While you may be able to roll these into your loan balance, it could increase your monthly payment — and cost you a lot more in interest in the long run.
Break-even point analysis
Calculating your break-even point can help you determine if a rate-and-term refinance is financially worth it. Just take the total closing costs for your refinance and divide them by the monthly savings the refinance would offer you. This gives you the break-even point — the month in which the refinance saves you more than it cost to take out. If you know you'll stay in the home long enough to reach that month, refinancing may be smart.
Impact on total interest paid over the life of the loan
You should also think about the lifetime savings a refinance could net you — particularly if you plan to stay in the home for the long haul.
Once you've received a few quotes, use a mortgage calculator to determine how much the refinance could save you over the full term of your loan. Sometimes, even a small drop in your interest rate can equate to tens or even hundreds of thousands saved.
FAQs
A rate-and-term refinance replaces your existing mortgage with a new one — one with a new interest rate, term, or both.

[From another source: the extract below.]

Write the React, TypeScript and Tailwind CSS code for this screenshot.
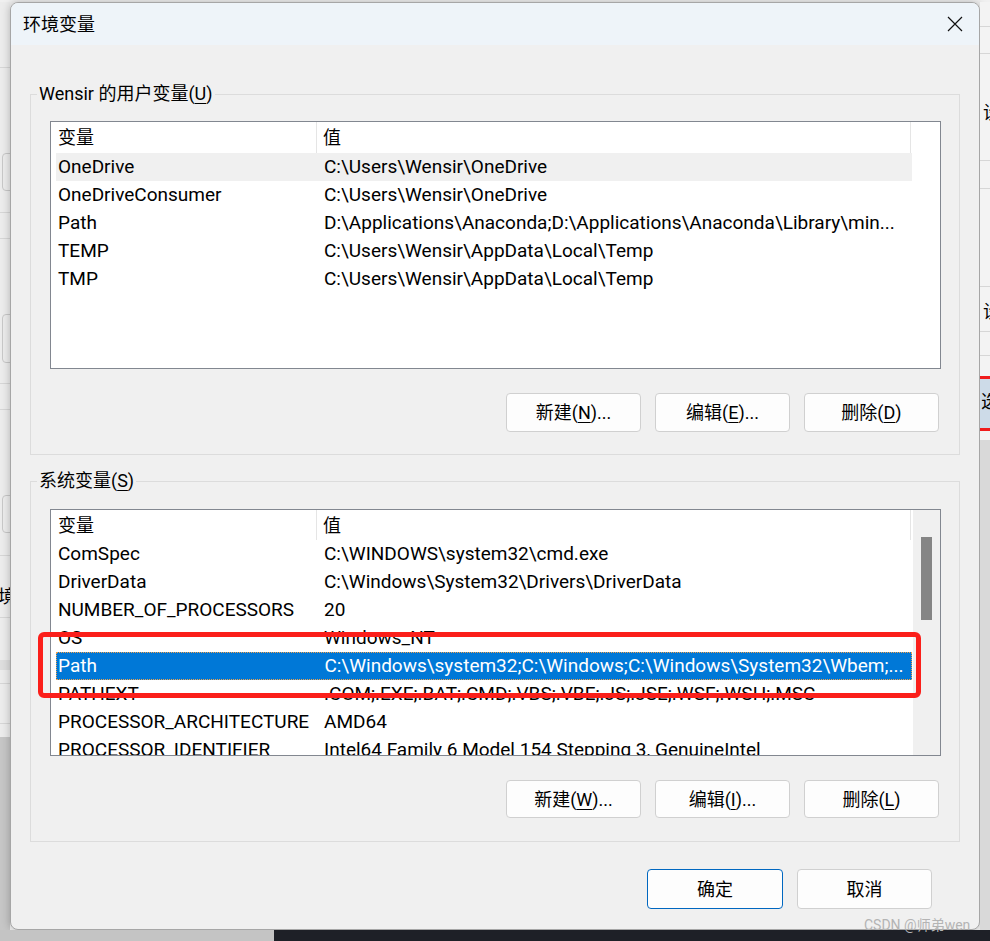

Rate-and-term refinances can reduce your monthly payments in two ways: First, by lowering your interest rate. This reduces your total interest costs each month, thereby lowering your monthly payment. Additionally, refinancing into a longer-term loan — which spreads your balance across more months — can also reduce your payment.
To qualify for a rate-and-term refinance, you'll need a good credit score, a certain level of home equity, stable income, and a low debt-to-income ratio. Lenders may also require specific documentation to process your application.
Consider refinancing when interest rates drop significantly below your current rate, your financial situation changes, or you want to adjust your loan term to either pay off your mortgage quicker or reduce monthly payments.
Potential drawbacks include closing costs, fees, and possibly extending the time it takes to pay off your home, which could result in paying more interest over the life of the loan.